I am reading Kevin Murphy's Machine Learning: A Probabilistic Perspective and I am having difficulties understanding Equation 1.5.
Murphy introduces the linear function $$ y(\mathbf{x}) = \mathbf{w}^T\mathbf{x} + \epsilon = \sum_{j=1}^D w_j x_j + \epsilon, $$ where $\mathbf{w}^T\mathbf{x}$ represents the inner product between the input vector $\mathbf{x}$ and the model's weight vector $\mathbf{w}$, and $\epsilon$ is the residual error. Then Murphy mentions that we often assume that $\epsilon$ has a Gaussian distribution with mean $\mu$ and variance $\sigma^2$.

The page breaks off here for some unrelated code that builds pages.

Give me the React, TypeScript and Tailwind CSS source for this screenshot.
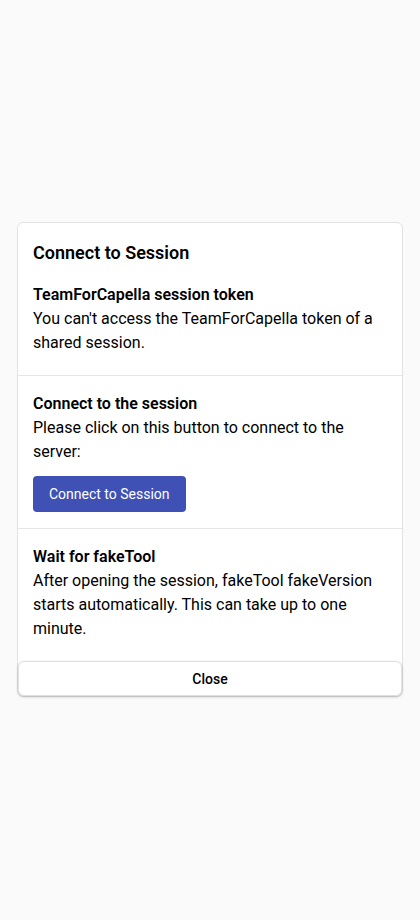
export default function App() {
  return (
    <div
      className="flex min-h-[920px] w-full items-start justify-center bg-[#fafafa] px-[17px] pt-[222px]"
      style={{ fontFamily: "Roboto, 'Noto Sans', sans-serif" }}
    >
      <div className="w-full rounded-md border border-[#e2e2e2] bg-white text-black">
        {/* Token */}
        <div className="border-b border-[#e5e5e5] px-[15px] pb-5 pt-4">
          <h2 className="mb-4 text-[18px] font-semibold leading-7">Connect to Session</h2>
          <h3 className="text-base font-semibold leading-6">TeamForCapella session token</h3>
          <p className="text-base leading-6">
            You can't access the TeamForCapella token of a shared session.
          </p>
        </div>

        {/* Connect */}
        <div className="border-b border-[#e5e5e5] px-[15px] pb-4 pt-4">
          <h3 className="text-base font-semibold leading-6">Connect to the session</h3>
          <p className="text-base leading-6">
            Please click on this button to connect to the server:
          </p>
          <button className="mt-3 h-9 rounded bg-[#3f51b5] px-4 text-sm font-normal text-white">
            Connect to Session
          </button>
        </div>

        {/* Wait */}
        <div className="px-[15px] pb-5 pt-4">
          <h3 className="text-base font-semibold leading-6">Wait for fakeTool</h3>
          <p className="text-base leading-6">
            After opening the session, fakeTool fakeVersion starts automatically. This can take up to one minute.
          </p>
        </div>

        <button className="h-[35px] w-full rounded-md border border-[#e0e0e0] bg-white text-sm font-medium text-black shadow-[0_1px_3px_rgba(0,0,0,0.2)]">
          Close
        </button>
      </div>
    </div>
  );
}
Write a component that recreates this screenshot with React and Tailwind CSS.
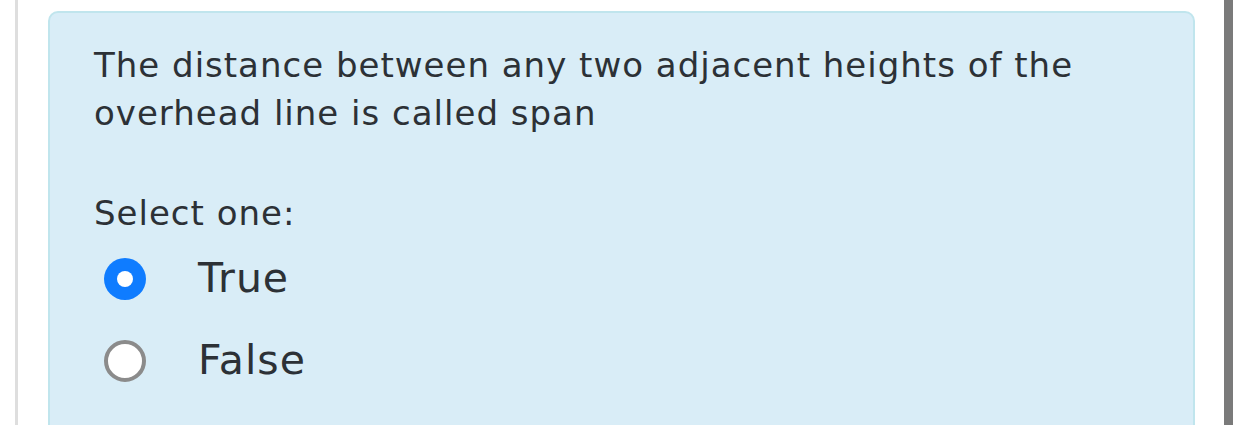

Murphy makes the connection between linear regression and Gaussians with Equation 1.5: $$ p(y|\mathbf{x, \theta}) = \mathcal{N}(y|\mu(\mathbf{x}), \sigma^2(\mathbf{x})). $$
I read this as the probability of getting output $y$, given a data point $\mathbf{x}$ and some model parameters $\mathbf{w}$ and $\sigma^2$, is normally distributed with mean $y$ given the mean of $\mathbf{x}$ (I don't understand this) and variance of $\mathbf{x}$.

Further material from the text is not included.